What is asked >>
Examine each line of the data. Copy those that contain the string "index".

======== Working data ========

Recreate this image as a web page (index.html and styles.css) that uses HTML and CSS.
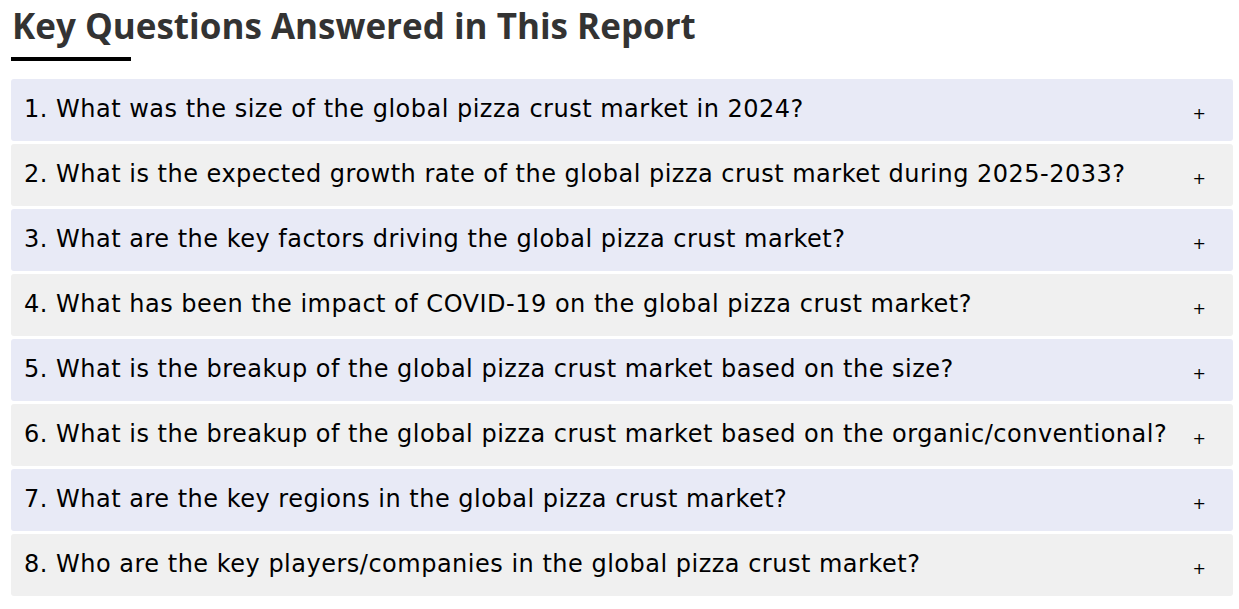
FILE: index.html
```html
<!DOCTYPE html>
<html>
<head>
<meta charset="utf-8">
<link rel="stylesheet" href="styles.css">
</head>
<body>
<section class="faq">
  <h2 class="faq-title">Key Questions Answered in This Report</h2>
  <div class="faq-rule"></div>
  <div class="faq-list">
    <div class="faq-item alt"><span class="q">1. What was the size of the global pizza crust market in 2024?</span><span class="plus">+</span></div>
    <div class="faq-item"><span class="q">2. What is the expected growth rate of the global pizza crust market during 2025-2033?</span><span class="plus">+</span></div>
    <div class="faq-item alt"><span class="q">3. What are the key factors driving the global pizza crust market?</span><span class="plus">+</span></div>
    <div class="faq-item"><span class="q">4. What has been the impact of COVID-19 on the global pizza crust market?</span><span class="plus">+</span></div>
    <div class="faq-item alt"><span class="q">5. What is the breakup of the global pizza crust market based on the size?</span><span class="plus">+</span></div>
    <div class="faq-item"><span class="q">6. What is the breakup of the global pizza crust market based on the organic/conventional?</span><span class="plus">+</span></div>
    <div class="faq-item alt"><span class="q">7. What are the key regions in the global pizza crust market?</span><span class="plus">+</span></div>
    <div class="faq-item"><span class="q">8. Who are the key players/companies in the global pizza crust market?</span><span class="plus">+</span></div>
  </div>
</section>
</body>
</html>
```
FILE: styles.css
```css
html, body { margin: 0; padding: 0; background: #fff; }
body { font-family: "DejaVu Sans", Verdana, sans-serif; }
.faq { padding: 0 6px 0 11px; }
.faq-title {
  margin: 0;
  padding-top: 5px;
  padding-left: 1px;
  font-family: "Open Sans", "DejaVu Sans", sans-serif;
  font-size: 35px;
  line-height: 42px;
  font-weight: bold;
  color: #333;
}
.faq-rule { width: 120px; height: 4px; background: #000; margin-top: 10px; }
.faq-list { margin-top: 18px; display: flex; flex-direction: column; gap: 3px; }
.faq-item {
  height: 62px;
  display: flex;
  align-items: center;
  justify-content: space-between;
  background: #f0f0f0;
  border-radius: 3px;
  padding: 0 27px 0 13px;
  color: #000;
}
.faq-item.alt { background: #e8eaf6; }
.q { font-size: 24px; letter-spacing: 0.5px; margin-top: -3px; white-space: nowrap; }
.plus { font-size: 16px; margin-top: 6px; }
```
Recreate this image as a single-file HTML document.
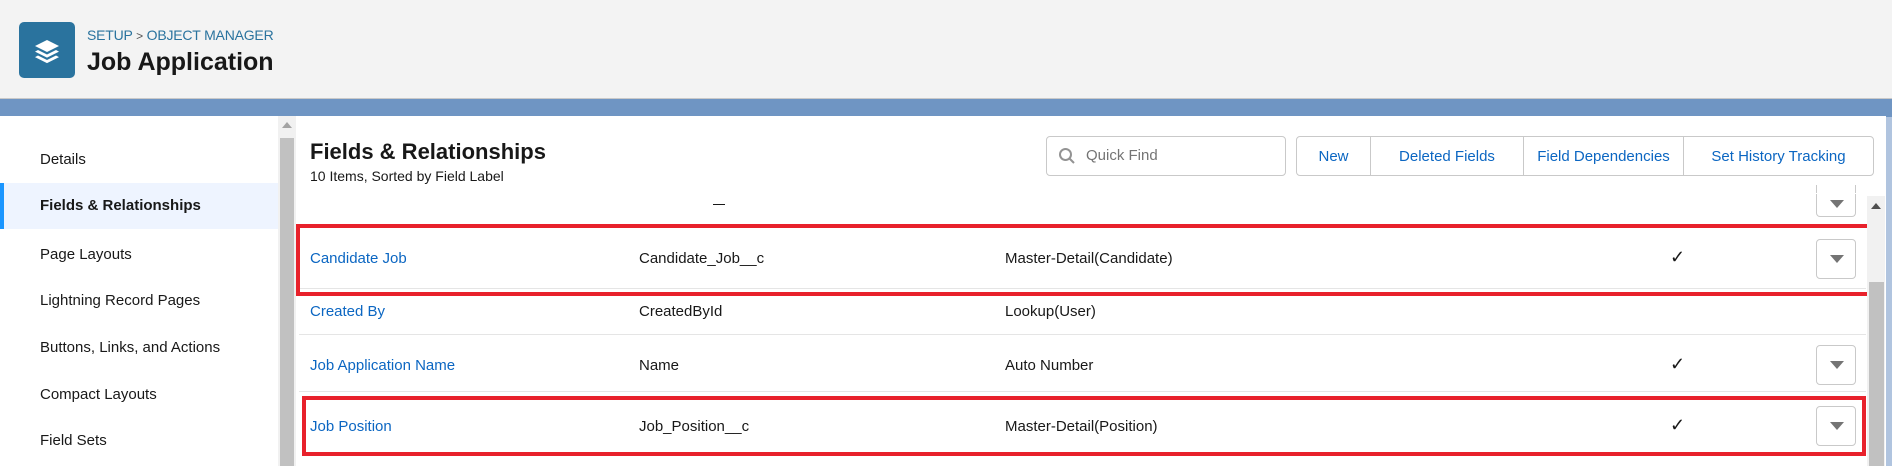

========

Correct output >>
Recreate this image as a web page (index.html and styles.css) that uses HTML and CSS.
FILE: index.html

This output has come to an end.